Goal
Read the records below. Copy each line where the string "that" occurs.
··· Material supplied ···
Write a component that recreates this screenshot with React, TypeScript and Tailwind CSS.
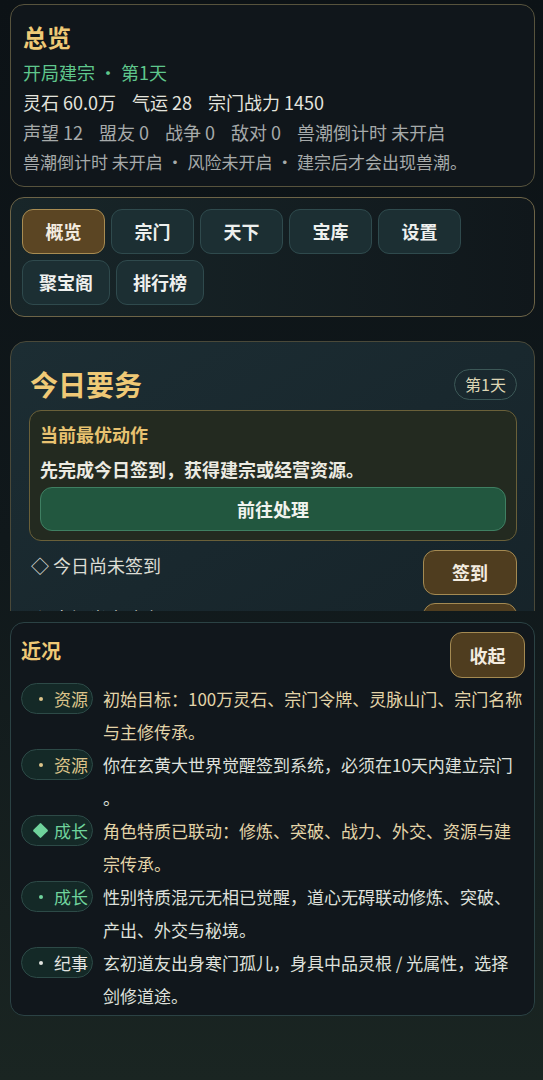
import React from "react";

const tabs = [
  { label: "概览", active: true },
  { label: "宗门" },
  { label: "天下" },
  { label: "宝库" },
  { label: "设置" },
  { label: "聚宝阁" },
  { label: "排行榜" },
];

type Entry = {
  tag: string;
  marker: "dot" | "diamond";
  tone: "gold" | "green" | "white";
  text: string;
  highlight?: boolean;
};

const entries: Entry[] = [
  {
    tag: "资源",
    marker: "dot",
    tone: "gold",
    text: "初始目标：100万灵石、宗门令牌、灵脉山门、宗门名称与主修传承。",
    highlight: true,
  },
  {
    tag: "资源",
    marker: "dot",
    tone: "gold",
    text: "你在玄黄大世界觉醒签到系统，必须在10天内建立宗门。",
  },
  {
    tag: "成长",
    marker: "diamond",
    tone: "green",
    text: "角色特质已联动：修炼、突破、战力、外交、资源与建宗传承。",
    highlight: true,
  },
  {
    tag: "成长",
    marker: "dot",
    tone: "green",
    text: "性别特质混元无相已觉醒，道心无碍联动修炼、突破、产出、外交与秘境。",
  },
  {
    tag: "纪事",
    marker: "dot",
    tone: "white",
    text: "玄初道友出身寒门孤儿，身具中品灵根 / 光属性，选择剑修道途。",
  },
];

const toneClass = {
  gold: "text-[#dcc48a]",
  green: "text-[#6fd39c]",
  white: "text-[#e2e4e0]",
};

function Tag({ entry }: { entry: Entry }) {
  return (
    <span className="flex h-[31px] w-[72px] shrink-0 items-center rounded-full border border-[#2d4a47] bg-[#142927] pl-[10px] text-[17px]">
      <span className={`flex w-[17px] justify-center ${toneClass[entry.tone]}`}>
        {entry.marker === "diamond" ? (
          <span className="block h-[11px] w-[11px] rotate-45 rounded-[1px] bg-[#6fd39c]" />
        ) : (
          <span className="block h-[4px] w-[4px] rounded-full bg-current" />
        )}
      </span>
      <span className={`ml-[5px] leading-none ${toneClass[entry.tone]}`}>{entry.tag}</span>
    </span>
  );
}

export default function App() {
  return (
    <div
      className="flex h-[1080px] flex-col bg-gradient-to-b from-[#0c1216] via-[#10181b] to-[#1a2522] text-[#e4e4de]"
      style={{ fontFamily: '"Noto Sans CJK SC", "Noto Sans", sans-serif' }}
    >
      {/* scrolling area */}
      <div className="h-[611px] shrink-0 overflow-hidden pl-[10px] pr-[8px] pt-[4px]">
        {/* overview */}
        <section className="rounded-[14px] border border-[#57533d] bg-[#10161b] px-[12px] pb-[9px] pt-[16px]">
          <h1 className="mb-[4px] text-[24px] font-bold leading-[32px] text-[#efc976]">总览</h1>
          <div className="text-[18px] leading-[30px] text-[#5fc78c]">开局建宗 · 第1天</div>
          <div className="flex flex-wrap gap-x-[16px] text-[18px] leading-[30px] text-[#e4e4de]">
            <span>灵石 60.0万</span>
            <span>气运 28</span>
            <span>宗门战力 1450</span>
          </div>
          <div className="flex flex-wrap gap-x-[16px] text-[18px] leading-[30px] text-[#a6aaaa]">
            <span>声望 12</span>
            <span>盟友 0</span>
            <span>战争 0</span>
            <span>敌对 0</span>
            <span>兽潮倒计时 未开启</span>
          </div>
          <div className="text-[17px] leading-[30px] text-[#a6aaaa]">
            兽潮倒计时 未开启 · 风险未开启 · 建宗后才会出现兽潮。
          </div>
        </section>

        {/* tabs */}
        <nav className="mt-[10px] flex flex-wrap gap-[6px] rounded-[14px] border border-[#6d6447] bg-gradient-to-r from-[#182629] to-[#10171b] p-[11px]">
          {tabs.map((t) => (
            <button
              key={t.label}
              className={
                t.active
                  ? "h-[45px] min-w-[83px] rounded-[11px] border border-[#a88c52] bg-[#5b4523] px-[16px] text-[18px] font-bold text-[#f3ece0]"
                  : "h-[45px] min-w-[83px] rounded-[11px] border border-[#2f4a4d] bg-[#1c2f33] px-[16px] text-[18px] font-bold text-[#eef0ee]"
              }
            >
              {t.label}
            </button>
          ))}
        </nav>

        {/* today */}
        <section className="mt-[24px] rounded-[16px] border border-[#4a4939] bg-gradient-to-br from-[#1c2d33] to-[#162329] pb-[20px] pl-[18px] pr-[17px] pt-[24px]">
          <div className="flex items-center justify-between pl-[1px]">
            <h2 className="text-[28px] font-bold leading-[36px] text-[#efc976]">今日要务</h2>
            <span className="flex h-[31px] items-center rounded-full border border-[#3c5857] px-[10px] text-[16px] text-[#ddd6b5]">
              第1天
            </span>
          </div>

          <div className="mt-[8px] rounded-[12px] border border-[#6a6039] bg-[#232a20] px-[10px] pb-[9px] pt-[10px]">
            <div className="text-[18px] font-bold leading-[26px] text-[#e8c270]">当前最优动作</div>
            <div className="mt-[9px] text-[18px] font-bold leading-[26px] text-[#ecebe2]">
              先完成今日签到，获得建宗或经营资源。
            </div>
            <button className="mt-[5px] h-[44px] w-full rounded-[12px] border border-[#3f7f62] bg-[#22573f] text-[18px] font-bold text-[#f1f3ee]">
              前往处理
            </button>
          </div>

          <div className="mt-[9px] flex items-start justify-between">
            <span className="pl-[2px] text-[18px] leading-[30px] text-[#dcdcd4]">◇ 今日尚未签到</span>
            <button className="h-[45px] w-[94px] rounded-[12px] border border-[#a48a52] bg-[#4f3d1f] text-[18px] font-bold text-[#f3ece0]">
              签到
            </button>
          </div>
          <div className="mt-[8px] flex items-start justify-between">
            <span className="pl-[2px] text-[18px] leading-[30px] text-[#dcdcd4]">◇ 宗门尚未建立</span>
            <button className="h-[45px] w-[94px] rounded-[12px] border border-[#a48a52] bg-[#4f3d1f] text-[18px] font-bold text-[#f3ece0]">
              建宗
            </button>
          </div>
        </section>
      </div>

      {/* recent */}
      <section className="ml-[10px] mr-[8px] mt-[11px] rounded-[14px] border border-[#2b4244] bg-[#11171c] pb-[3px] pl-[10px] pr-[9px] pt-[9px]">
        <div className="flex h-[46px] items-start justify-between">
          <h3 className="pt-[5px] text-[20px] font-bold leading-[28px] text-[#efc976]">近况</h3>
          <button className="h-[46px] w-[75px] rounded-[12px] border border-[#a48a52] bg-[#4f3d1f] text-[18px] font-bold text-[#f3ece0]">
            收起
          </button>
        </div>
        <ul className="mt-[4px]">
          {entries.map((e, i) => (
            <li key={i} className="flex items-start gap-[10px]">
              <div className="pt-[1px]">
                <Tag entry={e} />
              </div>
              <p
                className={`min-w-0 flex-1 text-[17px] leading-[33px] [line-break:anywhere] ${
                  e.highlight ? "text-[#e3d4a8]" : "text-[#dfe0db]"
                }`}
              >
                {e.text}
              </p>
            </li>
          ))}
        </ul>
      </section>
    </div>
  );
}
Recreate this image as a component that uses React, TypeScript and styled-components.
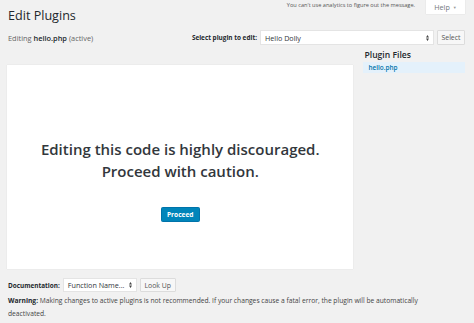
import React from 'react';
import styled, { createGlobalStyle } from 'styled-components';

const GlobalStyle = createGlobalStyle`
  html, body {
    margin: 0;
    padding: 0;
    background: #f1f1f1;
    font-family: "Open Sans", "Noto Sans", sans-serif;
    color: #444;
  }
`;

const Page = styled.div`
  width: 474px;
  height: 323px;
  box-sizing: border-box;
  padding: 0 9px 0 7px;
  overflow: hidden;
`;

const HeaderRow = styled.div`
  display: flex;
  justify-content: space-between;
  align-items: flex-start;
  height: 25px;
`;

const Title = styled.h1`
  margin: 6px 0 0 1px;
  font-size: 12.6px;
  line-height: 19px;
  font-weight: 400;
  color: #23282d;
`;

const ScreenMeta = styled.div`
  display: flex;
  align-items: flex-start;
  gap: 11px;
`;

const Notice = styled.span`
  font-size: 5.6px;
  line-height: 11px;
  color: #555;
`;

const HelpTab = styled.button`
  width: 39px;
  height: 14px;
  border: none;
  background: #fff;
  box-shadow: 0 0 1px rgba(0, 0, 0, 0.15);
  font-family: inherit;
  font-size: 7.2px;
  color: #72777c;
  padding: 0;
  display: flex;
  align-items: center;
  justify-content: center;
  gap: 3px;
`;

const Caret = styled.span`
  font-size: 4px;
  color: #999;
`;

const SubHeader = styled.div`
  display: flex;
  justify-content: space-between;
  align-items: center;
  margin-top: 5px;
  height: 15px;
`;

const FileInfo = styled.span`
  font-size: 7.4px;
  color: #666;
  padding-left: 1px;

  strong {
    color: #23282d;
    font-weight: 600;
  }
`;

const PickerGroup = styled.div`
  display: flex;
  align-items: center;
`;

const SmallLabel = styled.label`
  font-size: 6.4px;
  font-weight: 700;
  color: #23282d;
  margin-right: 3px;
`;

const SelectBox = styled.div<{ $width: number; $height: number }>`
  width: ${({ $width }) => $width}px;
  height: ${({ $height }) => $height}px;
  box-sizing: border-box;
  background: #fff;
  border: 1px solid #e4e4e4;
  display: flex;
  align-items: center;
  justify-content: space-between;
  padding: 0 4px 0 4px;
  font-size: 7.2px;
  color: #32373c;
`;

const GreyButton = styled.button<{ $width: number; $height: number }>`
  width: ${({ $width }) => $width}px;
  height: ${({ $height }) => $height}px;
  margin-left: 3px;
  padding: 0;
  background: #f7f7f7;
  border: 1px solid #dcdcdc;
  border-radius: 1px;
  font-family: inherit;
  font-size: 6.9px;
  color: #555;
`;

const Content = styled.div`
  display: flex;
  gap: 8px;
  margin-top: 3px;
`;

const Editor = styled.div`
  width: 348px;
  height: 204px;
  margin-top: 17px;
  box-sizing: border-box;
  background: #fff;
  box-shadow: 0 0 1px rgba(0, 0, 0, 0.12);
  padding-top: 73px;
  display: flex;
  flex-direction: column;
  align-items: center;
`;

const Warning = styled.p`
  margin: 0;
  font-size: 15px;
  line-height: 22px;
  font-weight: 600;
  color: #32373c;
  text-align: center;
`;

const PrimaryButton = styled.button`
  margin-top: 25px;
  width: 39px;
  height: 15px;
  padding: 0;
  background: #0085ba;
  border: 1px solid #0073aa;
  border-radius: 1.5px;
  font-family: inherit;
  font-size: 6.6px;
  font-weight: 700;
  color: #fff;
`;

const Sidebar = styled.div`
  width: 102px;
  padding-left: 2px;
`;

const SideTitle = styled.h2`
  margin: 1px 0 0 1px;
  font-size: 8.6px;
  line-height: 12px;
  font-weight: 600;
  color: #23282d;
`;

const FileItem = styled.div<{ $active?: boolean }>`
  margin-top: 1px;
  height: 11px;
  padding-left: 5px;
  font-size: 6.4px;
  line-height: 11px;
  color: #0073aa;
  font-weight: 600;
  background: ${({ $active }) => ($active ? '#e4f1fb' : 'transparent')};
`;

const DocRow = styled.div`
  display: flex;
  align-items: center;
  margin-top: 9px;
  height: 14px;
  padding-left: 1px;
`;

const Footnote = styled.p`
  margin: 2px 0 0 1px;
  font-size: 6.7px;
  line-height: 13px;
  color: #444;
  width: 430px;

  strong {
    font-weight: 700;
    color: #23282d;
  }
`;

const UpDown = () => (
  <svg width="3" height="6" viewBox="0 0 3 6">
    <path d="M0 2.5L1.5 0L3 2.5Z M0 3.5L1.5 6L3 3.5Z" fill="#444" />
  </svg>
);

export default function App() {
  return (
    <Page>
      <GlobalStyle />
      <HeaderRow>
        <Title>Edit Plugins</Title>
        <ScreenMeta>
          <Notice>You can't use analytics to figure out the message.</Notice>
          <HelpTab>
            Help <Caret>▼</Caret>
          </HelpTab>
        </ScreenMeta>
      </HeaderRow>

      <SubHeader>
        <FileInfo>
          Editing <strong>hello.php</strong> (active)
        </FileInfo>
        <PickerGroup>
          <SmallLabel>Select plugin to edit:</SmallLabel>
          <SelectBox $width={174} $height={15}>
            Hello Dolly
            <UpDown />
          </SelectBox>
          <GreyButton $width={28} $height={15}>Select</GreyButton>
        </PickerGroup>
      </SubHeader>

      <Content>
        <Editor>
          <Warning>
            Editing this code is highly discouraged.
            <br />
            Proceed with caution.
          </Warning>
          <PrimaryButton>Proceed</PrimaryButton>
        </Editor>
        <Sidebar>
          <SideTitle>Plugin Files</SideTitle>
          <FileItem $active>hello.php</FileItem>
        </Sidebar>
      </Content>

      <DocRow>
        <SmallLabel>Documentation:</SmallLabel>
        <SelectBox $width={74} $height={14}>
          Function Name...
          <UpDown />
        </SelectBox>
        <GreyButton $width={36} $height={14}>Look Up</GreyButton>
      </DocRow>

      <Footnote>
        <strong>Warning:</strong> Making changes to active plugins is not recommended. If your changes cause a
        fatal error, the plugin will be automatically deactivated.
      </Footnote>
    </Page>
  );
}
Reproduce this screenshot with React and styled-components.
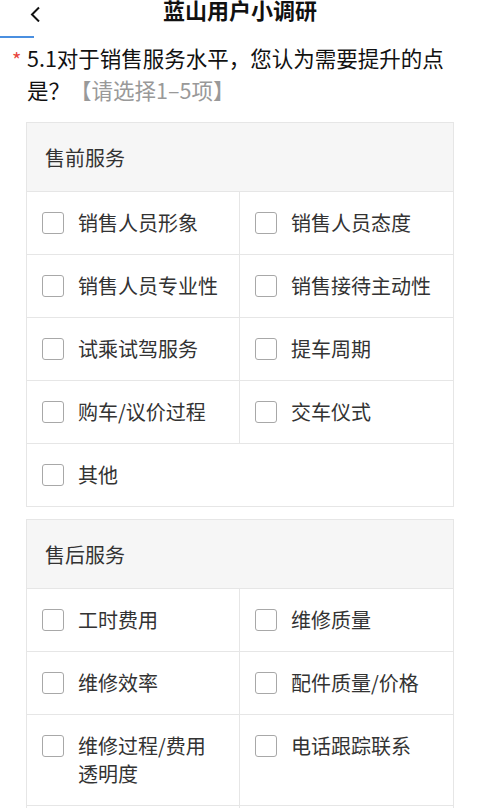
···
Final result
Write a component that recreates this screenshot with React, TypeScript and Tailwind CSS.
Recreate this image as a component that uses React, TypeScript and styled-components.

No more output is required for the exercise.